Conclusion on Summary Judgment
Ultimately, the Alabama Supreme Court concluded that the trial court properly granted summary judgment in favor of Yellow Cab. The court determined that there was no genuine issue of material fact regarding DuPont's status as a third-party beneficiary, affirming that he was not an intended beneficiary of the contract. The court clarified that the only reasonable inference from the evidence indicated that the contract's primary intent was to benefit the students rather than DuPont. Given that DuPont's claims were based on a misinterpretation of the contract's intent, the court upheld the trial court's decision, resulting in the affirmation of summary judgment. This conclusion highlighted the necessity for clarity in contractual language regarding the intent to benefit third parties.

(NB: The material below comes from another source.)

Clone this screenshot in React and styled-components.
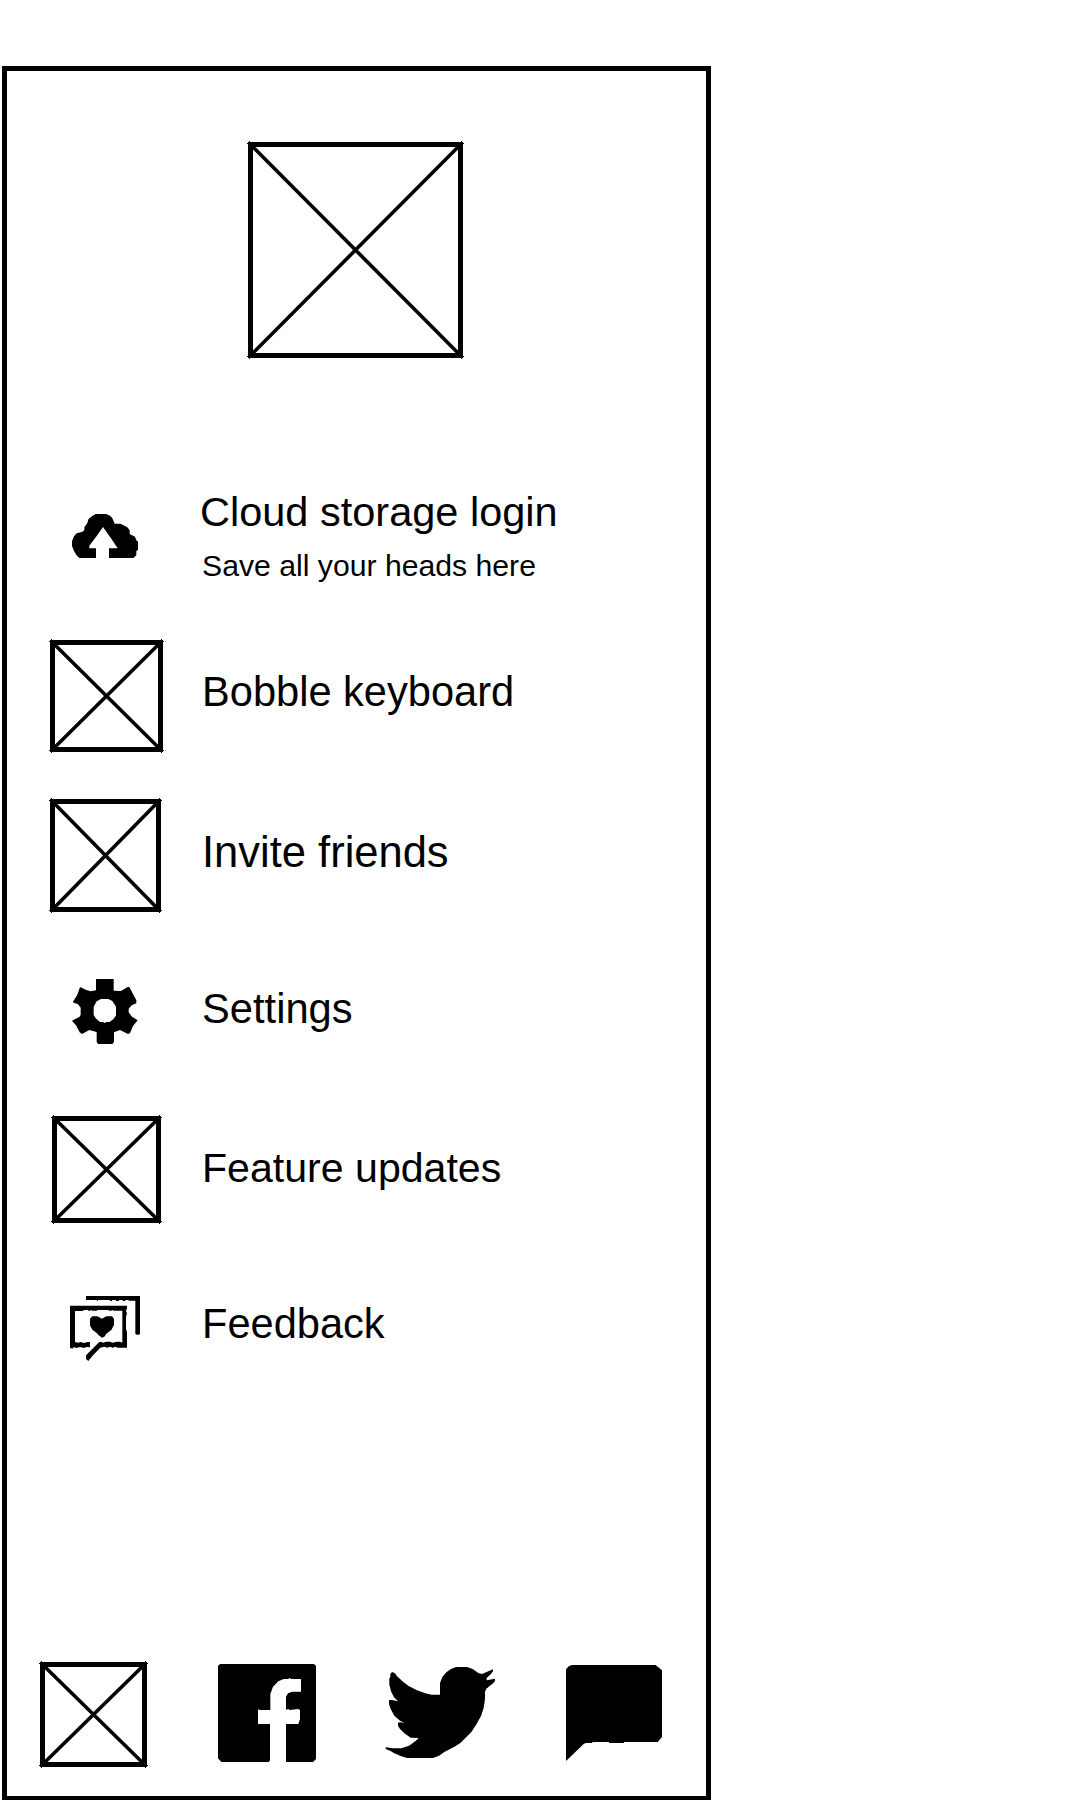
import React from "react";
import styled, { createGlobalStyle } from "styled-components";

const GlobalStyle = createGlobalStyle`
  html, body { margin: 0; background: #fff; }
  body { height: 1800px; overflow: hidden; }
`;

const Page = styled.main`
  box-sizing: border-box;
  height: 1800px;
  padding: 66px 0 0 2px;
  background: #fff;
  color: #000;
  font-family: "Liberation Sans", Arial, sans-serif;
`;

const Drawer = styled.section`
  box-sizing: border-box;
  display: flex;
  flex-direction: column;
  width: 709px;
  height: 1734px;
  border: 5px solid #000;
  border-bottom-width: 4px;
`;

const Hero = styled.header`
  padding: 71px 0 0 241px;
  height: 334px;
`;

const Menu = styled.nav`
  display: flex;
  flex-direction: column;
`;

const MenuRow = styled.div`
  display: grid;
  grid-template-columns: 190px 1fr;
  align-items: start;
  height: 120px;
  margin-bottom: ${(p) => p.$gap}px;
`;

const IconCell = styled.div`
  padding: ${(p) => p.$top}px 0 0 ${(p) => p.$left}px;
`;

const Labels = styled.div`
  padding: ${(p) => p.$top}px 0 0 ${(p) => p.$left}px;
`;

const Title = styled.div`
  font-size: ${(p) => p.$size}px;
  line-height: 48px;
  white-space: nowrap;
`;

const Subtitle = styled.div`
  margin: 6px 0 0 2px;
  font-size: 30.2px;
  line-height: 48px;
  white-space: nowrap;
`;

const Footer = styled.footer`
  display: flex;
  align-items: flex-start;
  margin-top: auto;
  height: 134px;
  padding-left: 33px;
`;

const FooterItem = styled.div`
  padding-top: ${(p) => p.$top}px;
  margin-right: ${(p) => p.$gap}px;
`;

const Drawing = styled.svg`
  display: block;
  overflow: visible;
  shape-rendering: ${(p) => (p.$smooth ? "geometricPrecision" : "crispEdges")};
`;

const Cross = styled.path`
  shape-rendering: geometricPrecision;
  stroke-width: 3.6px;
`;

function Placeholder({ w, h }) {
  return (
    <Drawing width={w} height={h} viewBox={`0 0 ${w} ${h}`} fill="none" stroke="#000">
      <rect x="2.5" y="2.5" width={w - 5} height={h - 5} strokeWidth="5" />
      <Cross d={`M2 2L${w - 2} ${h - 2}M${w - 2} 2L2 ${h - 2}`} />
      <path
        d={`M-1 1.5H2M1.5 -1V2M${w - 2} 1.5H${w + 1}M${w - 1.5} -1V2M-1 ${h - 1.5}H2M1.5 ${h - 2}V${h + 1}M${w - 2} ${h - 1.5}H${w + 1}M${w - 1.5} ${h - 2}V${h + 1}`}
        strokeWidth="1"
      />
    </Drawing>
  );
}

const CloudIcon = () => (
  <Drawing $smooth width="66" height="44" viewBox="36 42 198 132">
    <path d="M58 174L49 165L42 153L36 138V123L42 109L50 100L66 96L73 91V82L82 69L86 56L98 47L107 42H139L151 48L157 55L164 71H182L202 82L209 91V102L225 110L229 121L234 125V150L229 153V166L220 174H147V145H173L154 116L129 81L110 108L88 137V145H108V174Z" />
  </Drawing>
);

const GearIcon = () => (
  <Drawing $smooth width="66" height="65" viewBox="96 57 198 195">
    <path
      fillRule="evenodd"
      d="M168 57H221V92L243 93L263 81H268L289 121V130L275 136L266 146V157L276 170L293 181L279 198L270 219L264 222L240 210L222 217V246L217 252H174L170 246V216L148 210L126 222L119 217L109 197L96 182L119 170L122 164V143L114 133L98 127L112 104L120 81L139 90L152 94L168 91ZM183 117L170 124L161 140V165L167 175L180 186H189L194 189L199 186H208L220 178L228 166V140L217 123L205 117Z"
    />
  </Drawing>
);

const FeedbackIcon = () => (
  <Drawing $smooth width="70" height="65" viewBox="30 33 210 195">
    <path d="M78 33H240V147L233 150L226 147V47H206V45H196V48H188V45H177V48H168V45H156V48H150V45H114V48H111V45H78Z" />
    <path d="M30 62H201V70L198 78L201 86L198 93V133L201 140V188H172L167 185L158 188L150 185L141 188L134 185L121 188L99 211L85 228L78 222V211L117 172L123 170L129 173L138 170H150L158 173L171 170H180L187 173V77H161L157 75L151 78L144 75H111V77H97L93 75L88 78L82 75H73L67 78H45V171L54 173L62 171L71 174L84 171H90V187L79 186L72 189L60 186L48 189L42 186L37 191L30 188Z" />
    <path d="M97 94H112L126 101L139 94H156L162 101V120L154 135L139 146L133 155L126 158L116 151L111 145L98 135L90 122V101Z" />
  </Drawing>
);

const FacebookIcon = () => (
  <Drawing $smooth width="98" height="98" viewBox="54 42 294 294">
    <path d="M60 42H342L348 48V327L339 336H258V222H295L300 207V180L294 177L270 180L264 177L258 180V140L264 130L276 125H303V87H274L269 84L265 87H251L235 94L219 110L211 132V180H180L174 178V222H210V331L206 336H64L54 325V48Z" />
  </Drawing>
);

const TwitterIcon = () => (
  <Drawing $smooth width="109" height="91" viewBox="48 51 327 273">
    <path d="M66 66L75 70L81 79L100 96L116 108L141 121L166 130L185 134H210V99L217 81L229 67L243 57L258 51H291L308 57L325 69L336 72L350 66L369 58V63L363 72L350 84V91L375 86V92L371 98L349 116L345 126V147L341 174L333 198L318 225L304 246L272 278L256 289L223 306L207 317L189 324H111L92 318L73 310L60 302L47 297V292L69 295H94L117 287L136 274L146 264L122 263L103 250L90 237L84 227V218L90 217L103 219L90 212L73 197L62 177L57 162V150H66L84 154L72 142L64 126L58 104V85L61 81V72Z" />
  </Drawing>
);

const ChatIcon = () => (
  <Drawing $smooth width="96" height="96" viewBox="48 45 288 288">
    <path d="M66 45H317L336 61V261L323 276H222V279H177V276H127V279H108L101 282L48 333V58L57 48Z" />
  </Drawing>
);

const items = [
  { title: "Cloud storage login", subtitle: "Save all your heads here", size: 41.5, icon: <CloudIcon />, iconLeft: 65, iconTop: 38, textLeft: 3, textTop: 12, gap: 40 },
  { title: "Bobble keyboard", size: 41.6, icon: <Placeholder w={113} h={112} />, iconLeft: 43, iconTop: 4, textLeft: 5, textTop: 32, gap: 40 },
  { title: "Invite friends", size: 43.5, icon: <Placeholder w={111} h={113} />, iconLeft: 43, iconTop: 3, textLeft: 5, textTop: 32, gap: 36 },
  { title: "Settings", size: 41.7, icon: <GearIcon />, iconLeft: 65, iconTop: 27, textLeft: 5, textTop: 33, gap: 38 },
  { title: "Feature updates", size: 41.1, icon: <Placeholder w={109} h={107} />, iconLeft: 45, iconTop: 6, textLeft: 5, textTop: 34, gap: 31 },
  { title: "Feedback", size: 41.6, icon: <FeedbackIcon />, iconLeft: 63, iconTop: 35, textLeft: 5, textTop: 39, gap: 0 },
];

const links = [
  { icon: <Placeholder w={107} h={105} />, top: 0, gap: 71 },
  { icon: <FacebookIcon />, top: 2, gap: 70 },
  { icon: <TwitterIcon />, top: 5, gap: 71 },
  { icon: <ChatIcon />, top: 3, gap: 0 },
];

export default function App() {
  return (
    <Page>
      <GlobalStyle />
      <Drawer>
        <Hero>
          <Placeholder w={215} h={216} />
        </Hero>
        <Menu>
          {items.map((item) => (
            <MenuRow key={item.title} $gap={item.gap}>
              <IconCell $left={item.iconLeft} $top={item.iconTop}>{item.icon}</IconCell>
              <Labels $left={item.textLeft} $top={item.textTop}>
                <Title $size={item.size}>{item.title}</Title>
                {item.subtitle && <Subtitle>{item.subtitle}</Subtitle>}
              </Labels>
            </MenuRow>
          ))}
        </Menu>
        <Footer>
          {links.map((link, i) => (
            <FooterItem key={i} $top={link.top} $gap={link.gap}>{link.icon}</FooterItem>
          ))}
        </Footer>
      </Drawer>
    </Page>
  );
}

Overall Implications of the Ruling
The ruling from the Alabama Supreme Court in this case has broader implications for the understanding of third-party beneficiary rights and the enforceability of contracts. It underscored the importance of clear contractual language in establishing the intent to benefit third parties and the distinction between intended and incidental beneficiaries. The court's emphasis on the necessity for evidence of direct intent to benefit a third party serves as a guiding principle for future cases involving similar claims. Additionally, the decision reinforced the concept that independent legal obligations, such as those imposed by employment laws, do not automatically confer third-party beneficiary status under a contract. This ruling thus clarifies the boundaries of contractual relationships and the rights of individuals who may be affected by such agreements, ensuring that only those explicitly intended as beneficiaries can seek enforcement of contractual promises.